Re: [RFC] mm: restrict zero-page remapping to underused THP splits

From: David Hildenbrand (Arm)

Date: Mon May 11 2026 - 09:47:44 EST


On 5/11/26 15:42, David Hildenbrand (Arm) wrote:
> On 5/11/26 15:10, Usama Arif wrote:
>>
>>
>> On 11/05/2026 07:36, David Hildenbrand (Arm) wrote:
>>>
>>>
>>>
>>> Hi!
>>>
>>>
>>> Yes, but that's what the users ask for: if there is a chance to deduplicate
>>> memory, it shall be deduplicated asap.
>>>
>>>
>>> Right, the probability is low, and it would change existing semantics, breaking
>>> existing users.
>>>
>>> In addition, we would have to add large folio support for KSM, which I rather
>>> would avoid.
>>>
>>>
>>> Right, but that's what you get with KSM: bad performance if there is a chance to
>>> deduplicate :)
>>>
>>> (and bad performance from scanning overhead)
>>>
>>>
>>> It's not just the zero page, but really any page content.
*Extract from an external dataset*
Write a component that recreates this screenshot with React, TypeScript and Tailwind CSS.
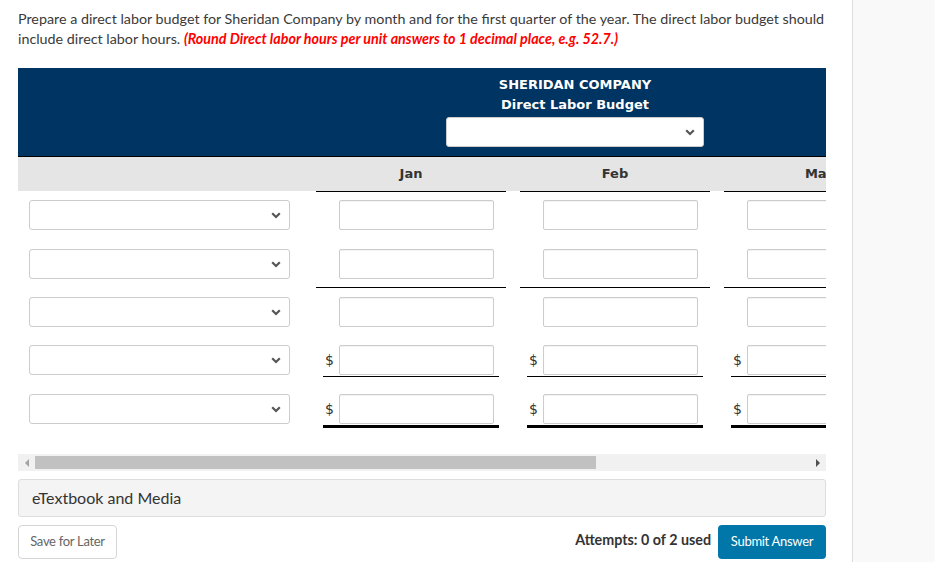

The zero page is
>>> currently only "special" after we added conditional support to deduplicate to
>>> the shared zeropage in KSM. The shrinker doesn't help for any other page content
>>> besides zero-filled.
>>>
>>> Further, the shrinker is something system-wide, whereby KSM is usually only
>>> enabled for selected VMAs (with some exceptions nowadays).
>>>
>>> Also note that KSM deduplicates independent of the folio size: not just THPs,
>>> but really any (large) folio. Yes, it splits large folios, but that's really
>>> just to keep the T in THP.
>>>
>>>
>>> Right, and it makes KSM more THP aware. Which is something I would avoid right now.
>>>
>>>
>>> That would change the semantics where, for example, where we expect that memory
>>> was deduplicated after a KSM run.
>>>
>>> VMs (where KSM is usually employed) are expected to be mostly backed by THPs:
>>> except where we can deduplicate memory. Skipping THPs would essentially break
>>> the main use case for KSM :)
>>>
>>> Does that make sense?
>>>
>>
>> Yes, all of above makes sense. But I feel like this means someone should not
>> set THP policy to always and enable KSM together.
>
> IIRC, QEMU will, as default, set MADV_HUGEPAGE and MADV_MERGEABLE :)
>
> (KSM itself later has to be enabled manually on a system level)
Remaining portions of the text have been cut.